BEGIN Stored data

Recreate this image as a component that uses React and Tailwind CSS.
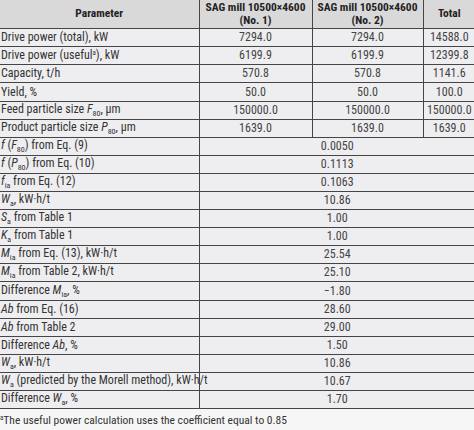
import React from "react";

const Sub = ({ children }) => (
  <span className="align-[-3px] text-[8px] leading-none">{children}</span>
);
const Sup = ({ children }) => (
  <span className="align-[4px] text-[7px] leading-none">{children}</span>
);
const I = ({ children }) => <i className="italic">{children}</i>;

const top = [
  [<>Drive power (total), kW</>, "7294.0", "7294.0", "14588.0"],
  [<>Drive power (useful<Sup>a</Sup>), kW</>, "6199.9", "6199.9", "12399.8"],
  [<>Capacity, t/h</>, "570.8", "570.8", "1141.6"],
  [<>Yield, %</>, "50.0", "50.0", "100.0"],
  [<>Feed particle size <I>F</I><Sub>80</Sub>, µm</>, "150000.0", "150000.0", "150000.0"],
  [<>Product particle size <I>P</I><Sub>80</Sub>, µm</>, "1639.0", "1639.0", "1639.0"],
];

const merged = [
  [<><I>f</I> (<I>F</I><Sub>80</Sub>) from Eq. (9)</>, "0.0050"],
  [<><I>f</I> (<I>P</I><Sub>80</Sub>) from Eq. (10)</>, "0.1113"],
  [<><I>f</I><Sub>ia</Sub> from Eq. (12)</>, "0.1063"],
  [<><I>W</I><Sub>a</Sub>, kW·h/t</>, "10.86"],
  [<><I>S</I><Sub>a</Sub> from Table 1</>, "1.00"],
  [<><I>K</I><Sub>a</Sub> from Table 1</>, "1.00"],
  [<><I>M</I><Sub>ia</Sub> from Eq. (13), kW·h/t</>, "25.54"],
  [<><I>M</I><Sub>ia</Sub> from Table 2, kW·h/t</>, "25.10"],
  [<>Difference <I>M</I><Sub>ia</Sub>, %</>, "−1.80"],
  [<><I>Ab</I> from Eq. (16)</>, "28.60"],
  [<><I>Ab</I> from Table 2</>, "29.00"],
  [<>Difference <I>Ab</I>, %</>, "1.50"],
  [<><I>W</I><Sub>a</Sub>, kW·h/t</>, "10.86"],
  [<><I>W</I><Sub>a</Sub> (predicted by the Morell method), kW·h/t</>, "10.67"],
  [<>Difference <I>W</I><Sub>a</Sub>, %</>, "1.70"],
];

const line = "border-[#454545]";

export default function App() {
  return (
    <div className="w-[474px] h-[430px] overflow-hidden bg-[#f6f6f6] text-[#333] font-['Roboto',sans-serif] font-stretch-condensed">
      <table className="table-fixed border-collapse w-[475px] bg-[#eeeef0]">
        <colgroup>
          <col className="w-[199px]" />
          <col className="w-[113px]" />
          <col className="w-[111px]" />
          <col className="w-[52px]" />
        </colgroup>
        <thead>
          <tr className="h-[28px] bg-[#d9d9d9] text-[#222] text-[11.5px] leading-[13px]">
            <th className={`border-b border-r ${line} font-bold whitespace-nowrap p-0`}>Parameter</th>
            <th className={`border-b border-r ${line} font-bold whitespace-nowrap p-0`}>SAG mill 10500×4600<br />(No. 1)</th>
            <th className={`border-b border-r ${line} font-bold whitespace-nowrap p-0`}>SAG mill 10500×4600<br />(No. 2)</th>
            <th className={`border-b ${line} font-bold whitespace-nowrap p-0`}>Total</th>
          </tr>
        </thead>
        <tbody className="text-[12px] leading-[14px]">
          {top.map((r, i) => (
            <tr key={i} className={i === 3 ? "h-[19px]" : "h-[18px]"}>
              <td className={`border-b border-r ${line} pl-[1px] whitespace-nowrap`}>{r[0]}</td>
              <td className={`border-b border-r ${line} text-center text-[#444]`}>{r[1]}</td>
              <td className={`border-b border-r ${line} text-center text-[#444]`}>{r[2]}</td>
              <td className={`border-b ${line} text-center text-[#444] whitespace-nowrap`}>{r[3]}</td>
            </tr>
          ))}
          {merged.map((r, i) => (
            <tr key={i} className={i === 8 ? "h-[19px]" : "h-[18px]"}>
              <td className={`border-b border-r ${line} pl-[1px] whitespace-nowrap`}>{r[0]}</td>
              <td colSpan={3} className={`border-b ${line} text-center text-[#444]`}>{r[1]}</td>
            </tr>
          ))}
        </tbody>
      </table>
      <div className="pt-[4px] text-[11.5px] leading-[14px] text-[#333] whitespace-nowrap">
        <Sup>a</Sup>The useful power calculation uses the coefficient equal to 0.85
      </div>
    </div>
  );
}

END Stored data

## To do
Return every line containing "React".

## Solution to this problem
Recreate this image as a component that uses React and Tailwind CSS.
import React from "react";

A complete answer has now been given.